(Data records)
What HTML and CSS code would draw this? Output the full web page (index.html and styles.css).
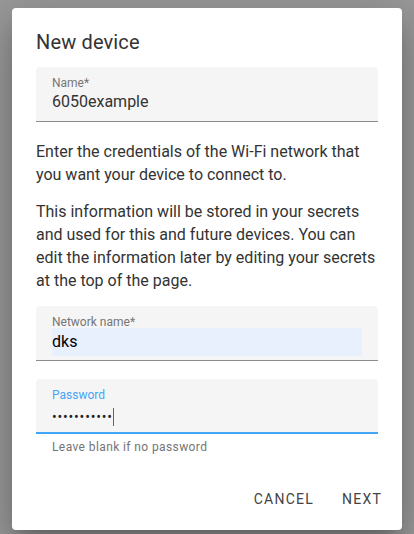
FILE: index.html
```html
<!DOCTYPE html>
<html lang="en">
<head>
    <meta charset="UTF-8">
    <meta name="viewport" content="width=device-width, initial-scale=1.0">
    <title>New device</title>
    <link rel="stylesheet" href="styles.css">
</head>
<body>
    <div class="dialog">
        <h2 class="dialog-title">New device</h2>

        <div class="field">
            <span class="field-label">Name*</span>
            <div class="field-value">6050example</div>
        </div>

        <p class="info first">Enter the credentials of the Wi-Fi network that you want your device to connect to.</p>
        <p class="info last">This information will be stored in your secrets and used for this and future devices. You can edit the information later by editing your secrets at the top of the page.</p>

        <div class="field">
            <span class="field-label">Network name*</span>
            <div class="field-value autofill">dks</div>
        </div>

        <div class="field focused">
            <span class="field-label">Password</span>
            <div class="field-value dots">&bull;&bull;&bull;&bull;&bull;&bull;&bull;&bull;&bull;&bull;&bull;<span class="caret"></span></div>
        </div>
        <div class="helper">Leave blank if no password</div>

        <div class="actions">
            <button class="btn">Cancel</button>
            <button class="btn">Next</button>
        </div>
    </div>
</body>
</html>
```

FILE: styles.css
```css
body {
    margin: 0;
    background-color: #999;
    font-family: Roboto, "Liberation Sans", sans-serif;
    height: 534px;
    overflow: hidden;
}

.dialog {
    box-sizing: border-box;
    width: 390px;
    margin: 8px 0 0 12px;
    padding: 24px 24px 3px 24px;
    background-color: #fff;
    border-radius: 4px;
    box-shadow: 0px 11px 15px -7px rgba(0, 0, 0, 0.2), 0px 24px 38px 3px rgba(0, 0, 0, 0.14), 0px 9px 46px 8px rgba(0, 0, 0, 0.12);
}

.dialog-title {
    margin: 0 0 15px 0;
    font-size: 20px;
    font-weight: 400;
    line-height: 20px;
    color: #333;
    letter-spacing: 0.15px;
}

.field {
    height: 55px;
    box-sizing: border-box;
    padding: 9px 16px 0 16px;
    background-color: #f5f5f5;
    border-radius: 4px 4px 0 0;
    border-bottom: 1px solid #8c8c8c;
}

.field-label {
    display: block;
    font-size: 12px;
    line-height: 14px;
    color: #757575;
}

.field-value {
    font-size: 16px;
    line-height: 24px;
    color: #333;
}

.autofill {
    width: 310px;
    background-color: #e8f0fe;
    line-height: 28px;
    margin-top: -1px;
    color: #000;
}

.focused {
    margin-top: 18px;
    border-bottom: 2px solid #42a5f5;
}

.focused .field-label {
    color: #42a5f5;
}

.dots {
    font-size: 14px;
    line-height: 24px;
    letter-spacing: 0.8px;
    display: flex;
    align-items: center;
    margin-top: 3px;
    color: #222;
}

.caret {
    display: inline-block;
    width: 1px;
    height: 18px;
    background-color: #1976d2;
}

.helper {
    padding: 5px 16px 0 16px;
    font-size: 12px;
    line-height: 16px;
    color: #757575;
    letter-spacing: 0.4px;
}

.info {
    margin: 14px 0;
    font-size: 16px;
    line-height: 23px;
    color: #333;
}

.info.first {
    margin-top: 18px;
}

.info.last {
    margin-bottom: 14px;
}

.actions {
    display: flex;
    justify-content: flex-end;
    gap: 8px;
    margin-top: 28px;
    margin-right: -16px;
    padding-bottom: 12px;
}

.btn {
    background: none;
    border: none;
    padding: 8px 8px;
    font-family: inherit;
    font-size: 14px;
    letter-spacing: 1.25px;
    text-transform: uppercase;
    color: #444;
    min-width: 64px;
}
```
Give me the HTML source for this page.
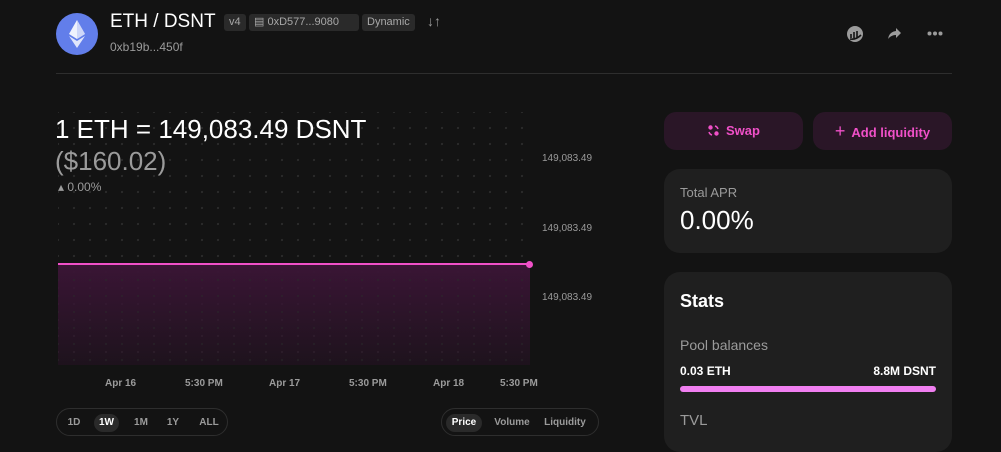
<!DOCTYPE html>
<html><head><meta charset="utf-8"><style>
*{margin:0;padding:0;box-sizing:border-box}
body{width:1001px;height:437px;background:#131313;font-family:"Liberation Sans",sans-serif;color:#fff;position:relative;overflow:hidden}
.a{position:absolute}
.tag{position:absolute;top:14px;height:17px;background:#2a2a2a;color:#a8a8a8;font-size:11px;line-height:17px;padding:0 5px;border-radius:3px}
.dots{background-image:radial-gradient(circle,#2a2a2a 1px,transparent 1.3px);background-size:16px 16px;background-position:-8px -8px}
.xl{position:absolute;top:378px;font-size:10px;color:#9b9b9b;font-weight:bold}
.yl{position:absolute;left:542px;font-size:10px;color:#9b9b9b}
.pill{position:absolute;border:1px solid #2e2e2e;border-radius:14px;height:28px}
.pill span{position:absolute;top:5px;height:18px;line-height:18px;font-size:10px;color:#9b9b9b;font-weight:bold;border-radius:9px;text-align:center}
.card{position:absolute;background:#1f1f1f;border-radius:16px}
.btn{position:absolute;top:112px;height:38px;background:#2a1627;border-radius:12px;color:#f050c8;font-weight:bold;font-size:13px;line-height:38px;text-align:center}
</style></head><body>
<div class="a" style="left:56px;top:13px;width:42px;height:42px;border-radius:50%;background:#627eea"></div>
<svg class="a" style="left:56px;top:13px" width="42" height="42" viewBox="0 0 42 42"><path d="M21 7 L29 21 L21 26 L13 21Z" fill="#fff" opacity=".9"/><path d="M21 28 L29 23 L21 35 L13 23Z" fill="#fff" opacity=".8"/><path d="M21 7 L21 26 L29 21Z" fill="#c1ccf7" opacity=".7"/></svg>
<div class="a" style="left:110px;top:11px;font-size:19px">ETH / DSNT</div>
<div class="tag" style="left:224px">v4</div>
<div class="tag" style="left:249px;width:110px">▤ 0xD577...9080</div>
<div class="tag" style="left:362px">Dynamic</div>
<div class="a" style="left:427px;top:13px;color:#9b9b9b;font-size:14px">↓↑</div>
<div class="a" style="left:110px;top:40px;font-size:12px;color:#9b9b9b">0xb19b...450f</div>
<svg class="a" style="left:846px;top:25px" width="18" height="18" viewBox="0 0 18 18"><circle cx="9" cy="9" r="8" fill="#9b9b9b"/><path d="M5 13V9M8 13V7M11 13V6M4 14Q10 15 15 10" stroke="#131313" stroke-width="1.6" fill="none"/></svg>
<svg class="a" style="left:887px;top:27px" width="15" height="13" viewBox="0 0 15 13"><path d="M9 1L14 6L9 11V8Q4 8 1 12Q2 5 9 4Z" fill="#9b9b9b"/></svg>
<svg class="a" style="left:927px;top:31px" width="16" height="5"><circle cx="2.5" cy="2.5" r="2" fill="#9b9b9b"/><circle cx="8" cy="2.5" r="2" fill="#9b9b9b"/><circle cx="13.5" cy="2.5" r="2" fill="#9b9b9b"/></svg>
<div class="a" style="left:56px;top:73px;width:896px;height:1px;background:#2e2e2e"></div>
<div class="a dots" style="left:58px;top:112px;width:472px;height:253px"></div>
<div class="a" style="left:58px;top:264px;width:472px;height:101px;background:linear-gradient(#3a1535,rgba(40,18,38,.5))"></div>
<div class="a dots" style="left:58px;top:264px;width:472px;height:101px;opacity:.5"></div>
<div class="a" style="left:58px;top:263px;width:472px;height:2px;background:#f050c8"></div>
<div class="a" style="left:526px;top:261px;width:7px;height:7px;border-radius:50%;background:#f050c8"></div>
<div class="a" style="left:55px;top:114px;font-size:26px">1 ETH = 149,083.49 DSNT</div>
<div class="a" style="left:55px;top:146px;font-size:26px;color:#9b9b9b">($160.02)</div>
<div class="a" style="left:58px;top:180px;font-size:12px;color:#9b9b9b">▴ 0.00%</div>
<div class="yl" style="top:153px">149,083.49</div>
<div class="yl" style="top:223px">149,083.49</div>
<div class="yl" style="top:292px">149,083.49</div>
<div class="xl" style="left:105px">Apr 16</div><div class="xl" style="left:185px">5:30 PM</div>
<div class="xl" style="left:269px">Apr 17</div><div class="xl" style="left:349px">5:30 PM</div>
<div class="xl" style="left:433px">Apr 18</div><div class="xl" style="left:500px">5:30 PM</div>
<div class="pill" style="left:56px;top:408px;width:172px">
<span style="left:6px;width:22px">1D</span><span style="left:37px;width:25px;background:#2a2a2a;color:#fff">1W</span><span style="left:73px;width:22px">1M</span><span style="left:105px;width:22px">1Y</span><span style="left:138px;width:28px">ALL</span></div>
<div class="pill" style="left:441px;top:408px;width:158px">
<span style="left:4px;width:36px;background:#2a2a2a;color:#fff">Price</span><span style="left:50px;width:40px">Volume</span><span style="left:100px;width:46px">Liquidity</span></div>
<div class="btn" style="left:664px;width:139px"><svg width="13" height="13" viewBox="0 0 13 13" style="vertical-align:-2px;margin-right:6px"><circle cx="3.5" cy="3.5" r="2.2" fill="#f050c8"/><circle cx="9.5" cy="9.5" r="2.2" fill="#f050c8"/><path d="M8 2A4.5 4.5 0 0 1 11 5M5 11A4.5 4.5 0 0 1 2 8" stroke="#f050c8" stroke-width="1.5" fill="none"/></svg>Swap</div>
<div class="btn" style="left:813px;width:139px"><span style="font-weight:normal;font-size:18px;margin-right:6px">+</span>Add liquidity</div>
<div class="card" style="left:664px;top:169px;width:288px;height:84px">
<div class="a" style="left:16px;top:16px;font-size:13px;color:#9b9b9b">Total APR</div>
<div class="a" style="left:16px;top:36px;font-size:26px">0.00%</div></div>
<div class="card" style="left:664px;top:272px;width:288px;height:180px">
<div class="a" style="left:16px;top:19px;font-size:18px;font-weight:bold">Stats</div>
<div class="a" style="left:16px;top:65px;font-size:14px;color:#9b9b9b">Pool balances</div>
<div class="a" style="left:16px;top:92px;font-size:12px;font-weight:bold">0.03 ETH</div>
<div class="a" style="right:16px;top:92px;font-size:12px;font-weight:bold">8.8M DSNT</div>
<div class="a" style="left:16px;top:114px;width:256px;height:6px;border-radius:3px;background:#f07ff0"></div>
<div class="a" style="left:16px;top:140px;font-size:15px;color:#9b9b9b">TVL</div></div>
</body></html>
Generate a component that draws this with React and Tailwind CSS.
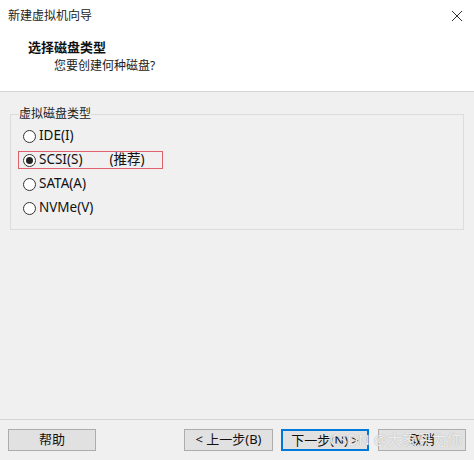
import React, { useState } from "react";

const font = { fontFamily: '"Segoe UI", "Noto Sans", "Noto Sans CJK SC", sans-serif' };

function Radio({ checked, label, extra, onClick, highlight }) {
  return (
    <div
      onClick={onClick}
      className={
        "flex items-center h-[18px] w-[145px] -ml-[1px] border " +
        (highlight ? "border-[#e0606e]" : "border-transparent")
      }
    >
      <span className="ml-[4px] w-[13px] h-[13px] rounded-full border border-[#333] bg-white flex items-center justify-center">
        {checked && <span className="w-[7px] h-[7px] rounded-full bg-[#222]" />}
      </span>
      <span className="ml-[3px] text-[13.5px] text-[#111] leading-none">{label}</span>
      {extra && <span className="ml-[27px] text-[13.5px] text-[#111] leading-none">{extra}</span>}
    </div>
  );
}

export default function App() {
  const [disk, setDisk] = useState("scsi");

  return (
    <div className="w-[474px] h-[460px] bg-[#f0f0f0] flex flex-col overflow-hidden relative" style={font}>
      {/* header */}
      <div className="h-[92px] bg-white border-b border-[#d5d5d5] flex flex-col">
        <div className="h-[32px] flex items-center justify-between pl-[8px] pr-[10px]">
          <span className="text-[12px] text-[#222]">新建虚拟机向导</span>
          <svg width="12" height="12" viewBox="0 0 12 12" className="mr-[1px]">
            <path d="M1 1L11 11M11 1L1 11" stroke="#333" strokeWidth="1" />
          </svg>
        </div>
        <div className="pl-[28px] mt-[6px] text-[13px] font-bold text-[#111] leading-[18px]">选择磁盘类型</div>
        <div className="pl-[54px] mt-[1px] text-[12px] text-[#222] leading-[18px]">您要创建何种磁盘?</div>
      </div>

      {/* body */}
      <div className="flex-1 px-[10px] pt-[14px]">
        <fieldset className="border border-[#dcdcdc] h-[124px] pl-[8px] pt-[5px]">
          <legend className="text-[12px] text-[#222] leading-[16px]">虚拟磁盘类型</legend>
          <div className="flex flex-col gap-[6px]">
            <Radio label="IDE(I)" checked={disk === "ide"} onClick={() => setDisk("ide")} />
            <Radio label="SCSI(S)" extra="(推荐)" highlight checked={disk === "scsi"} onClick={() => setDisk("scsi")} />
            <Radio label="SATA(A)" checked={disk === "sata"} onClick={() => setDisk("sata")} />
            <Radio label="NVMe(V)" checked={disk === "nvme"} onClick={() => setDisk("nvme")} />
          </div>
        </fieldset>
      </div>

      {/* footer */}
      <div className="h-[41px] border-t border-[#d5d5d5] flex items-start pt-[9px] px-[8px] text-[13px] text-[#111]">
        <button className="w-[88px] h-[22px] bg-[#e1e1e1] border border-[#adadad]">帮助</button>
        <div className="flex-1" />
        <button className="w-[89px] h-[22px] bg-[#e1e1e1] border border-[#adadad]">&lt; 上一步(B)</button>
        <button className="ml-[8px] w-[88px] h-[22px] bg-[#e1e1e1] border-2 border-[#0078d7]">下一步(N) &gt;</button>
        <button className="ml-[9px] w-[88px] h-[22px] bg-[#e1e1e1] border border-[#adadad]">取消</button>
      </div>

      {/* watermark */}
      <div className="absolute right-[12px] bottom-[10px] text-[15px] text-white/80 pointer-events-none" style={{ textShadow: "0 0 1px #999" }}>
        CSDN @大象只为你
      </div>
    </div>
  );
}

YOUR TASK | What is the number of lines in these records that contain "full"? Reply with the number only.

REPLY | 3